Une circulation entravée

Les opérations de police telles que les descentes dans les hôtels, les barrages routiers, les contrôles d’identité, les encerclements de quartiers entiers affectèrent l’ensemble des émigrés d’Afrique du Nord. Les forces de l’ordre ne distinguaient pas les militants nationalistes des autres « Nord-Africains ». Les premiers étaient, d’ailleurs, souvent découverts postérieurement à leur interpellation et non identifiés préalablement grâce à un travail d’enquête.

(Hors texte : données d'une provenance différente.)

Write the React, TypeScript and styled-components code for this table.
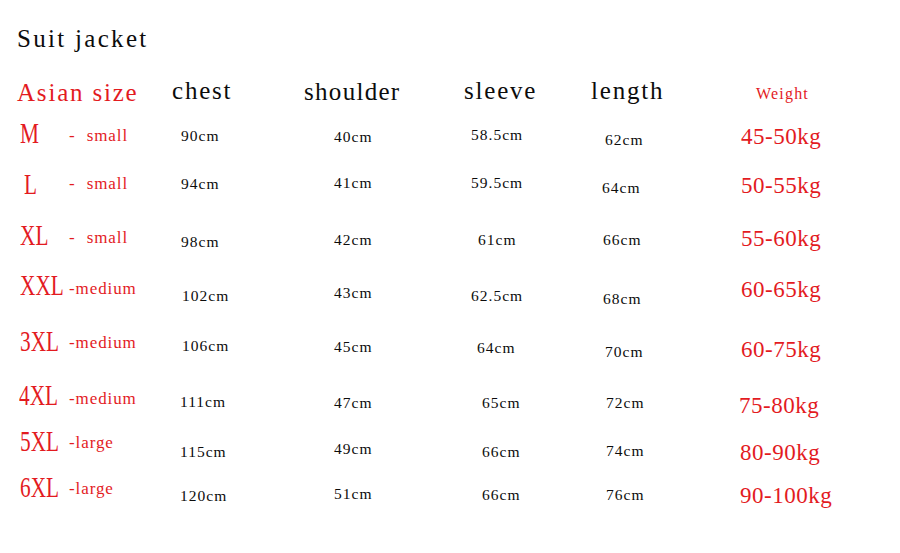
import React from 'react';
import styled, { createGlobalStyle } from 'styled-components';

const RED = '#e31b1f';
const INK = '#0c0c0c';
const SERIF = `"Liberation Serif", "Times New Roman", serif`;
const LINE = 30;

const Global = createGlobalStyle`
  html, body { margin: 0; padding: 0; background: #ffffff; }
  body { width: 900px; height: 553px; overflow: hidden; }
`;

const Sheet = styled.div`
  width: 900px;
  height: 553px;
  box-sizing: border-box;
  padding-left: 17px;
  background: #ffffff;
  display: flex;
  flex-direction: column;
  font-family: ${SERIF};
`;

const TitleBar = styled.div`
  height: 70px;
  box-sizing: border-box;
  padding-top: 24px;
  line-height: ${LINE}px;
`;

const Row = styled.div<{ $h: number }>`
  display: grid;
  grid-template-columns: 52px 103px 131px 160px 127px 140px 1fr;
  height: ${(p) => p.$h}px;
`;

const Cell = styled.div<{ $dx: number; $dy: number }>`
  min-width: 0;
  box-sizing: border-box;
  padding-left: ${(p) => p.$dx}px;
  padding-top: ${(p) => p.$dy}px;
  line-height: ${LINE}px;
  white-space: nowrap;
`;

const Heading = styled.span<{ $red?: boolean; $spacing?: number }>`
  display: inline-block;
  font-size: 25px;
  letter-spacing: ${(p) => p.$spacing ?? 1.8}px;
  color: ${(p) => (p.$red ? RED : INK)};
`;

const WeightHeading = styled.span`
  display: inline-block;
  font-size: 16px;
  letter-spacing: 1.2px;
  color: ${RED};
`;

const Measure = styled.span`
  display: inline-block;
  font-size: 15.5px;
  letter-spacing: 1px;
  color: ${INK};
`;

const SizeMark = styled.span`
  display: inline-block;
  font-size: 30px;
  color: ${RED};
  transform: scaleX(0.71);
  transform-origin: 0 50%;
`;

const SizeNote = styled.span`
  display: inline-block;
  font-size: 17px;
  letter-spacing: 0.9px;
  word-spacing: 6px;
  color: ${RED};
`;

const WeightRange = styled.span`
  display: inline-block;
  font-size: 23px;
  letter-spacing: 0.5px;
  color: ${RED};
`;

type Spot = [string, number, number];

const COLS = [17, 69, 172, 303, 463, 590, 730];

const HEADER_TOP = 70;
const HEADER_H = 40;

const headers: Spot[] = [
  ['Asian size', 17, 93.4],
  ['', 69, 93],
  ['chest', 172, 90.8],
  ['shoulder', 304, 91.7],
  ['sleeve', 464, 91.3],
  ['length', 591, 91.3],
  ['Weight', 756, 94.2],
];

type BodyRow = {
  top: number;
  h: number;
  size: Spot;
  note: Spot;
  chest: Spot;
  shoulder: Spot;
  sleeve: Spot;
  length: Spot;
  weight: Spot;
};

const rows: BodyRow[] = [
  {
    top: 110, h: 50,
    size: ['M', 20, 132.5], note: ['- small', 69, 136.4],
    chest: ['90cm', 181, 135.7], shoulder: ['40cm', 334, 136.7],
    sleeve: ['58.5cm', 471, 135], length: ['62cm', 605, 139.5],
    weight: ['45-50kg', 741, 136.5],
  },
  {
    top: 160, h: 50,
    size: ['L', 24, 184], note: ['- small', 69, 183.5],
    chest: ['94cm', 181, 183.5], shoulder: ['41cm', 334, 183],
    sleeve: ['59.5cm', 471, 182.7], length: ['64cm', 602, 188],
    weight: ['50-55kg', 741, 185.5],
  },
  {
    top: 210, h: 52,
    size: ['XL', 20, 234.5], note: ['- small', 69, 238.3],
    chest: ['98cm', 181, 241.5], shoulder: ['42cm', 334, 240],
    sleeve: ['61cm', 478, 240], length: ['66cm', 603, 240],
    weight: ['55-60kg', 741, 238.5],
  },
  {
    top: 262, h: 53,
    size: ['XXL', 20, 284.5], note: ['-medium', 69, 288.5],
    chest: ['102cm', 182, 296], shoulder: ['43cm', 334, 293],
    sleeve: ['62.5cm', 471, 296], length: ['68cm', 603, 299],
    weight: ['60-65kg', 741, 289.5],
  },
  {
    top: 315, h: 55,
    size: ['3XL', 20, 341.3], note: ['-medium', 69, 342.8],
    chest: ['106cm', 182, 346], shoulder: ['45cm', 334, 347],
    sleeve: ['64cm', 477, 348], length: ['70cm', 605, 352],
    weight: ['60-75kg', 741, 349.5],
  },
  {
    top: 370, h: 50,
    size: ['4XL', 19, 395], note: ['-medium', 69, 398.8],
    chest: ['111cm', 180, 401.7], shoulder: ['47cm', 334, 403],
    sleeve: ['65cm', 482, 403], length: ['72cm', 606, 403],
    weight: ['75-80kg', 739, 405.5],
  },
  {
    top: 420, h: 45,
    size: ['5XL', 20, 440.5], note: ['-large', 69, 442.5],
    chest: ['115cm', 180, 451.5], shoulder: ['49cm', 334, 449],
    sleeve: ['66cm', 482, 452], length: ['74cm', 606, 451],
    weight: ['80-90kg', 740, 452.5],
  },
  {
    top: 465, h: 55,
    size: ['6XL', 20, 487], note: ['-large', 69, 488.7],
    chest: ['120cm', 180, 495.5], shoulder: ['51cm', 334, 494],
    sleeve: ['66cm', 482, 495], length: ['76cm', 606, 495],
    weight: ['90-100kg', 740, 496],
  },
];

const place = (spot: Spot, col: number, top: number) => ({
  $dx: Math.max(0, spot[1] - COLS[col]),
  $dy: Math.max(0, spot[2] - top - LINE / 2),
});

export default function App() {
  return (
    <>
      <Global />
      <Sheet>
        <TitleBar>
          <Heading $spacing={2.3}>Suit jacket</Heading>
        </TitleBar>
        <Row $h={HEADER_H}>
          {headers.map((spot, i) => (
            <Cell key={i} {...place(spot, i, HEADER_TOP)}>
              {i === 6 ? (
                <WeightHeading>{spot[0]}</WeightHeading>
              ) : (
                <Heading $red={i === 0} $spacing={i === 3 ? 1.3 : 1.8}>
                  {spot[0]}
                </Heading>
              )}
            </Cell>
          ))}
        </Row>
        {rows.map((r) => (
          <Row key={r.size[0]} $h={r.h}>
            <Cell {...place(r.size, 0, r.top)}>
              <SizeMark>{r.size[0]}</SizeMark>
            </Cell>
            <Cell {...place(r.note, 1, r.top)}>
              <SizeNote>{r.note[0]}</SizeNote>
            </Cell>
            <Cell {...place(r.chest, 2, r.top)}>
              <Measure>{r.chest[0]}</Measure>
            </Cell>
            <Cell {...place(r.shoulder, 3, r.top)}>
              <Measure>{r.shoulder[0]}</Measure>
            </Cell>
            <Cell {...place(r.sleeve, 4, r.top)}>
              <Measure>{r.sleeve[0]}</Measure>
            </Cell>
            <Cell {...place(r.length, 5, r.top)}>
              <Measure>{r.length[0]}</Measure>
            </Cell>
            <Cell {...place(r.weight, 6, r.top)}>
              <WeightRange>{r.weight[0]}</WeightRange>
            </Cell>
          </Row>
        ))}
      </Sheet>
    </>
  );
}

Au-delà des restrictions à la liberté de passage entre les départements du nord et du sud de la Méditerranée introduites en 1956 (Blanchard 2011), ces modalités d’action policière réduisirent les possibilités de déplacement des Algériens à l’intérieur même de la ville. Le « couvre-feu » – un simple « conseil » donné par le préfet de police, sans fondement juridique – adopté en septembre 1958, en représailles aux attentats perpétrés par le FLN dans la nuit du 24 au 25 août 1958, ne s’appliqua pas au seul département de la Seine (Thénault 2008a). Les « rues de Paris et de la banlieue parisienne » évoquées dans le communiqué et la note de service de la préfecture de police comprenaient aussi le département de la Seine-et-Oise :

« Dans la grande majorité, les Français musulmans [1] s’abstiennent de sortir entre 21 h 30 et 6 h du matin. Cependant, si les mesures récentes ont le mérite de limiter les actes terroristes de nuit, elles n’empêchent nullement le processus habituel des collectes de fonds, menaces et agressions dont est coutumier le mouvement frontiste. » [2]

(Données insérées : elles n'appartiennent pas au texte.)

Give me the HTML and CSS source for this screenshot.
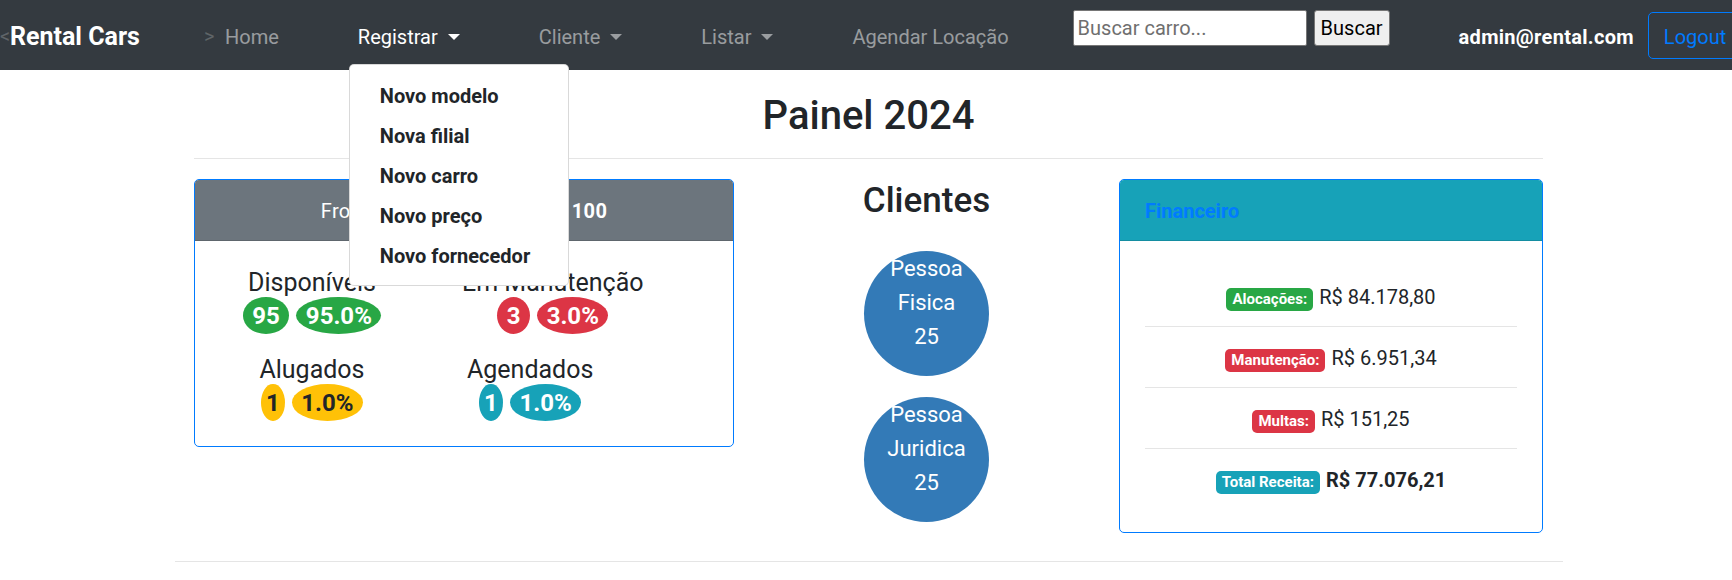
FILE: index.html
```html
<!DOCTYPE html>
<html lang="pt-BR">
<head>
<meta charset="utf-8">
<title>Rental Cars - Painel</title>
<link rel="stylesheet" href="styles.css">
</head>
<body>
<nav class="navbar">
  <span class="stray">&lt;</span>
  <a class="brand" href="#">Rental Cars</a>
  <span class="stray">&gt;</span>
  <ul class="nav-list">
    <li class="nav-item"><a class="nav-link" href="#">Home</a></li>
    <li class="nav-item">
      <a class="nav-link active caret" href="#">Registrar</a>
      <div class="dropdown-menu">
        <a class="dropdown-item" href="#">Novo modelo</a>
        <a class="dropdown-item" href="#">Nova filial</a>
        <a class="dropdown-item" href="#">Novo carro</a>
        <a class="dropdown-item" href="#">Novo preço</a>
        <a class="dropdown-item" href="#">Novo fornecedor</a>
      </div>
    </li>
    <li class="nav-item"><a class="nav-link caret" href="#">Cliente</a></li>
    <li class="nav-item"><a class="nav-link caret" href="#">Listar</a></li>
    <li class="nav-item"><a class="nav-link" href="#">Agendar Locação</a></li>
  </ul>
  <form class="search">
    <input class="search-input" type="text" placeholder="Buscar carro...">
    <button class="search-btn" type="button">Buscar</button>
  </form>
  <span class="user">admin@rental.com</span>
  <button class="logout" type="button">Logout</button>
</nav>

<main class="main">
  <h2 class="title">Painel 2024</h2>
  <div class="rule"></div>
  <div class="dash">
    <section class="card">
      <div class="card-header card-header-gray">Frota Total de Automóveis: <strong>100</strong></div>
      <div class="fleet-body">
        <div class="stat stat-left">
          <div class="stat-label">Disponíveis</div>
          <div class="stat-badges"><span class="pill pill-success">95</span><span class="pill pill-success">95.0%</span></div>
        </div>
        <div class="stat stat-right">
          <div class="stat-label">Em Manutenção</div>
          <div class="stat-badges"><span class="pill pill-danger">3</span><span class="pill pill-danger">3.0%</span></div>
        </div>
        <div class="stat stat-left">
          <div class="stat-label">Alugados</div>
          <div class="stat-badges"><span class="pill pill-warning pill-narrow">1</span><span class="pill pill-warning">1.0%</span></div>
        </div>
        <div class="stat stat-right stat-shift">
          <div class="stat-label">Agendados</div>
          <div class="stat-badges"><span class="pill pill-info pill-narrow">1</span><span class="pill pill-info">1.0%</span></div>
        </div>
      </div>
    </section>

    <section class="clients">
      <h3 class="clients-title">Clientes</h3>
      <div class="bubble">Pessoa<br>Fisica<br>25</div>
      <div class="bubble">Pessoa<br>Juridica<br>25</div>
    </section>

    <section class="card">
      <div class="card-header card-header-info">Financeiro</div>
      <div class="fin-body">
        <div class="fin-row"><span class="tag tag-success">Alocações:</span>R$ 84.178,80</div>
        <div class="fin-sep"></div>
        <div class="fin-row"><span class="tag tag-danger">Manutenção:</span>R$ 6.951,34</div>
        <div class="fin-sep"></div>
        <div class="fin-row"><span class="tag tag-danger">Multas:</span>R$ 151,25</div>
        <div class="fin-sep"></div>
        <div class="fin-row"><span class="tag tag-info">Total Receita:</span><strong class="total">R$ 77.076,21</strong></div>
      </div>
    </section>
  </div>
</main>
<div class="footer-rule"></div>
</body>
</html>
```

FILE: styles.css
```css
* { box-sizing: border-box; }

html, body { margin: 0; padding: 0; }

body {
  font-family: Roboto, "Liberation Sans", Arial, sans-serif;
  font-size: 20px;
  line-height: 30px;
  color: #212529;
  background: #fff;
  overflow-x: hidden;
}

a { text-decoration: none; }

/* ---------- navbar ---------- */
.navbar {
  position: relative;
  z-index: 10;
  display: flex;
  align-items: center;
  height: 70px;
  background: #343a40;
}
.navbar > * { flex-shrink: 0; }

.stray {
  width: 10px;
  color: rgba(255, 255, 255, 0.22);
  font-size: 20px;
  padding-top: 2px;
}

.brand {
  width: 194px;
  padding-top: 3px;
  font-size: 25px;
  line-height: 37px;
  font-weight: 700;
  color: #fff;
  white-space: nowrap;
}

.nav-list {
  display: flex;
  gap: 59px;
  margin: 0 0 0 1px;
  padding: 0;
  list-style: none;
}
.nav-item { position: relative; }

.nav-link {
  display: block;
  padding: 12px 10px 8px;
  color: rgba(255, 255, 255, 0.5);
  white-space: nowrap;
}
.nav-link.active { color: #fff; }

.caret::after {
  content: "";
  display: inline-block;
  margin-left: 10px;
  vertical-align: 4px;
  border-top: 6px solid;
  border-left: 6px solid transparent;
  border-right: 6px solid transparent;
}

.dropdown-menu {
  position: absolute;
  top: 54px;
  left: 1px;
  min-width: 220px;
  padding: 10px 0;
  background: #fff;
  border: 1px solid rgba(0, 0, 0, 0.15);
  border-radius: 5px;
}
.dropdown-item {
  display: block;
  padding: 6px 30px 4px;
  font-weight: 700;
  color: #212529;
  white-space: nowrap;
}

.search {
  display: flex;
  gap: 7px;
  align-self: flex-start;
  margin: 10px 0 0 54px;
}
.search-input {
  width: 234px;
  height: 36px;
  padding: 0 4px;
  font-family: inherit;
  font-size: 20px;
  color: #212529;
  background: #fff;
  border: 1px solid #767676;
  border-radius: 2px;
}
.search-input::placeholder { color: #6f6f6f; }
.search-btn {
  width: 76px;
  height: 36px;
  padding: 0;
  font-family: inherit;
  font-size: 20px;
  color: #000;
  background: #efefef;
  border: 1px solid #767676;
  border-radius: 3px;
}

.user {
  margin-left: 69px;
  padding-top: 3px;
  font-weight: 700;
  color: #fff;
  letter-spacing: 0.3px;
}

.logout {
  margin-left: 14px;
  padding: 9px 15px 6px;
  font-family: inherit;
  font-size: 20px;
  line-height: 30px;
  color: #007bff;
  background: transparent;
  border: 1px solid #007bff;
  border-radius: 5px;
}

/* ---------- main ---------- */
.main {
  width: 1349px;
  margin-left: 194px;
}

.title {
  margin: 22px 0 0;
  font-size: 40px;
  line-height: 48px;
  font-weight: 500;
  text-align: center;
}

.rule {
  border-top: 1px solid rgba(0, 0, 0, 0.1);
  margin: 18px 0 20px;
}

.dash {
  display: grid;
  grid-template-columns: 540px 385px 424px;
  align-items: start;
}

.card {
  background: #fff;
  border: 1px solid #007bff;
  border-radius: 5px;
  overflow: hidden;
}
.card-header {
  padding: 16px 25px 14px;
  line-height: 30px;
  border-bottom: 1px solid rgba(0, 0, 0, 0.125);
}
.card-header-gray {
  background: #6c757d;
  color: #fff;
  text-align: center;
  letter-spacing: 0.3px;
}
.card-header-info {
  background: #17a2b8;
  color: #007bff;
  font-weight: 700;
}

/* fleet */
.fleet-body {
  display: grid;
  grid-template-columns: 184px auto;
  justify-content: start;
  column-gap: 58px;
  row-gap: 20px;
  padding: 26px 25px 25px;
}
.stat { text-align: center; }
.stat-right { justify-self: start; }
.stat-shift { margin-left: 5px; }
.stat-label {
  padding-top: 2px;
  font-size: 25px;
  line-height: 28px;
}
.stat-badges {
  display: flex;
  justify-content: center;
  gap: 7px;
}
.pill {
  display: inline-block;
  padding: 6.5px 9.6px;
  font-size: 24px;
  line-height: 24px;
  font-weight: 700;
  color: #fff;
  border-radius: 50%;
}
.pill-narrow { padding-left: 5px; padding-right: 5px; }
.pill-success { background: #28a745; }
.pill-danger { background: #dc3545; }
.pill-warning { background: #ffc107; color: #212529; }
.pill-info { background: #17a2b8; }

/* clients */
.clients { text-align: center; }
.clients-title {
  margin: 0 0 30px;
  padding-top: 2px;
  font-size: 35px;
  line-height: 40px;
  font-weight: 500;
}
.bubble {
  width: 125px;
  height: 125px;
  margin: 0 auto;
  padding-top: 1px;
  border-radius: 50%;
  background: #337ab7;
  color: #fff;
  font-size: 22px;
  line-height: 34px;
}
.bubble + .bubble { margin-top: 21px; }

/* finance */
.fin-body {
  padding: 41px 25px 37px;
  text-align: center;
}
.fin-row { line-height: 30px; }
.fin-sep {
  border-top: 1px solid rgba(0, 0, 0, 0.1);
  margin: 14px 0 16px;
}
.tag {
  display: inline-block;
  margin-right: 6px;
  padding: 3.75px 6px;
  font-size: 15px;
  line-height: 15px;
  font-weight: 700;
  color: #fff;
  border-radius: 5px;
}
.tag-success { background: #28a745; }
.tag-danger { background: #dc3545; }
.tag-info { background: #17a2b8; }
.total { font-weight: 700; }

.footer-rule {
  width: 1388px;
  margin: 28px 0 0 175px;
  border-top: 1px solid rgba(0, 0, 0, 0.1);
}
```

Les forces de l’ordre ne cherchèrent pas à faire strictement appliquer ce couvre-feu. Au contraire de celui d’octobre 1961, il n’a, d’ailleurs, laissé aucune trace dans la mémoire des personnes interrogées. La plupart des Algériens s’abstenaient, en effet, de sortir la nuit, par peur des contrôles policiers, mais aussi des règlements de compte entre nationalistes, généralement perpétrés la nuit. Les couvre-feux de 1958 et 1961 ne firent donc que resserrer un étau bien réel tout au long de la période : les déambulations nocturnes de tout « Nord-Africain » étaient a priori considérées comme suspectes et, pour échapper aux contrôles d’identité à l’issue incertaine, mieux valait rester chez soi.

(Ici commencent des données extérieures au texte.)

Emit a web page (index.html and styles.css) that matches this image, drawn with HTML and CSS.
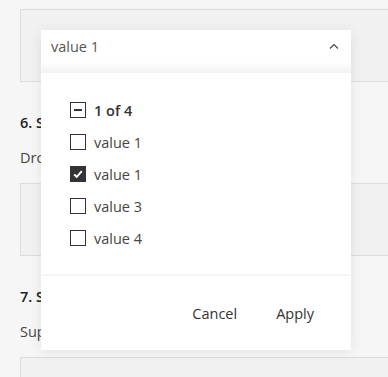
FILE: index.html
```html
<!DOCTYPE html>
<html lang="en">

<head>
    <meta charset="UTF-8">
    <meta name="viewport" content="width=device-width, initial-scale=1.0">
    <title>Multi select</title>
    <link rel="stylesheet" href="styles.css">
</head>

<body>
    <div class="page">
        <div class="demo-box"></div>

        <h3 class="demo-title">6. Select</h3>
        <p class="demo-text">Dropdown</p>
        <div class="demo-box"></div>

        <h3 class="demo-title">7. State</h3>
        <p class="demo-text">Support</p>
        <div class="demo-box demo-box-last"></div>
    </div>

    <div class="dropdown">
        <div class="dropdown-header">
            <span>value 1</span>
            <svg class="chevron" width="10" height="6" viewBox="0 0 10 6">
                <path d="M1 5.5 L5 1.5 L9 5.5" fill="none" stroke="#444" stroke-width="1.1" />
            </svg>
        </div>

        <ul class="dropdown-list">
            <li class="option option-all">
                <span class="checkbox indeterminate"></span>
                <span>1 of 4</span>
            </li>
            <li class="option">
                <span class="checkbox"></span>
                <span>value 1</span>
            </li>
            <li class="option">
                <span class="checkbox checked">
                    <svg width="12" height="12" viewBox="0 0 12 12">
                        <path d="M2.2 6.4 L4.8 8.8 L9.8 3.2" fill="none" stroke="#fff" stroke-width="2" />
                    </svg>
                </span>
                <span>value 1</span>
            </li>
            <li class="option">
                <span class="checkbox"></span>
                <span>value 3</span>
            </li>
            <li class="option">
                <span class="checkbox"></span>
                <span>value 4</span>
            </li>
        </ul>

        <div class="dropdown-footer">
            <button class="footer-btn">Cancel</button>
            <button class="footer-btn">Apply</button>
        </div>
    </div>
</body>

</html>
```

FILE: styles.css
```css
body {
    margin: 0;
    font-family: "Open Sans", "Liberation Sans", sans-serif;
    font-size: 14.5px;
    background-color: #f6f6f6;
    color: #333;
    overflow: hidden;
}

.page {
    padding: 9px 0 0 20px;
}

.demo-box {
    height: 71px;
    background-color: #f1f1f1;
    border: 1px solid #dcdcdc;
    border-right: none;
}

.demo-box-last {
    height: 19px;
    border-bottom: none;
}

.demo-title {
    margin: 31px 0 0 0;
    font-size: 14.5px;
    line-height: 20px;
    font-weight: 600;
    color: #222;
}

.demo-text {
    margin: 15px 0 15px 0;
    line-height: 20px;
    color: #444;
}

/* popup, sits over the page */
.dropdown {
    position: absolute;
    top: 30px;
    left: 41px;
    width: 310px;
    background: white;
    box-shadow: 0 2px 12px rgba(0, 0, 0, 0.08);
}

.dropdown-header {
    height: 43px;
    padding: 7px 12px 0 10px;
    box-sizing: border-box;
    display: flex;
    justify-content: space-between;
    align-items: flex-start;
    line-height: 20px;
    color: #555;
    background: linear-gradient(to bottom, #fff 0, #fff 32px, #f2f2f2 43px);
}

.chevron {
    margin-top: 6px;
}

.dropdown-list {
    list-style: none;
    margin: 0 1px;
    padding: 21px 0 20px 0;
    border-bottom: 2px solid #f5f5f5;
}

.option {
    height: 32px;
    display: flex;
    align-items: center;
    gap: 8px;
    padding-left: 28px;
    color: #444;
}

.option-all {
    font-weight: 600;
    color: #333;
}

.checkbox {
    width: 16px;
    height: 16px;
    box-sizing: border-box;
    border: 1px solid #333;
    display: flex;
    align-items: center;
    justify-content: center;
}

.checkbox.indeterminate {
    border-width: 1.5px;
}

.checkbox.indeterminate::after {
    content: "";
    width: 8px;
    height: 2px;
    background-color: #333;
}

.checkbox.checked {
    background-color: #333;
}

.dropdown-footer {
    height: 74px;
    display: flex;
    justify-content: flex-end;
    align-items: center;
    gap: 15px;
    padding-right: 25px;
}

.footer-btn {
    font-family: inherit;
    font-size: 14.5px;
    color: #333;
    background: none;
    border: none;
    padding: 8px 12px;
    cursor: pointer;
}
```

Les propriétaires d’automobile étaient soumis à des contrôles encore plus rigoureux. Comme les « groupes de choc » [3] n’intervenaient pas dans la localité de résidence de leurs membres, ils se déplaçaient le plus souvent en voiture. Plutôt que de constituer un parc de véhicules, le FLN prit le parti, plus économe et plus discret, d’emprunter pour des missions ponctuelles ceux de membres ou de sympathisants. À l’occasion, ces propriétaires de voiture, qu’ils soient consentants ou non, étaient, d’ailleurs, chargés de conduire les membres des « commandos » sur les lieux de leurs actions. À une époque où les véhicules personnels étaient encore peu répandus dans les classes populaires, les soupçons des policiers se portaient sur tout Algérien possesseur d’une voiture. C’est dans ce contexte qu’à partir de l’été 1958 fut mis en place un ensemble de dispositions visant à permettre la « mise en fourrière […] de tout véhicule suspect » [4]. Dans ce cas aussi, il n’y avait pas de fondements légaux à cette mesure discriminatoire. Il ne fut donc jamais reconnu officiellement qu’elle visait tous les « Français musulmans d’Algérie », même si, dès le mois d’août 1958, les consignes avaient été particulièrement claires sur ce point :

« J’attends de l’application ferme de ce texte, la paralysie complète de la circulation des véhicules de toute nature, voitures, camions, scooters, etc., utilisés par le FLN […]. Je vous invite, en conséquence, à donner, à tous les services qui relèvent de votre autorité, les directives nécessaires pour que tous ces véhicules soient interceptés et que leur mise en fourrière vous soit proposée. » [5]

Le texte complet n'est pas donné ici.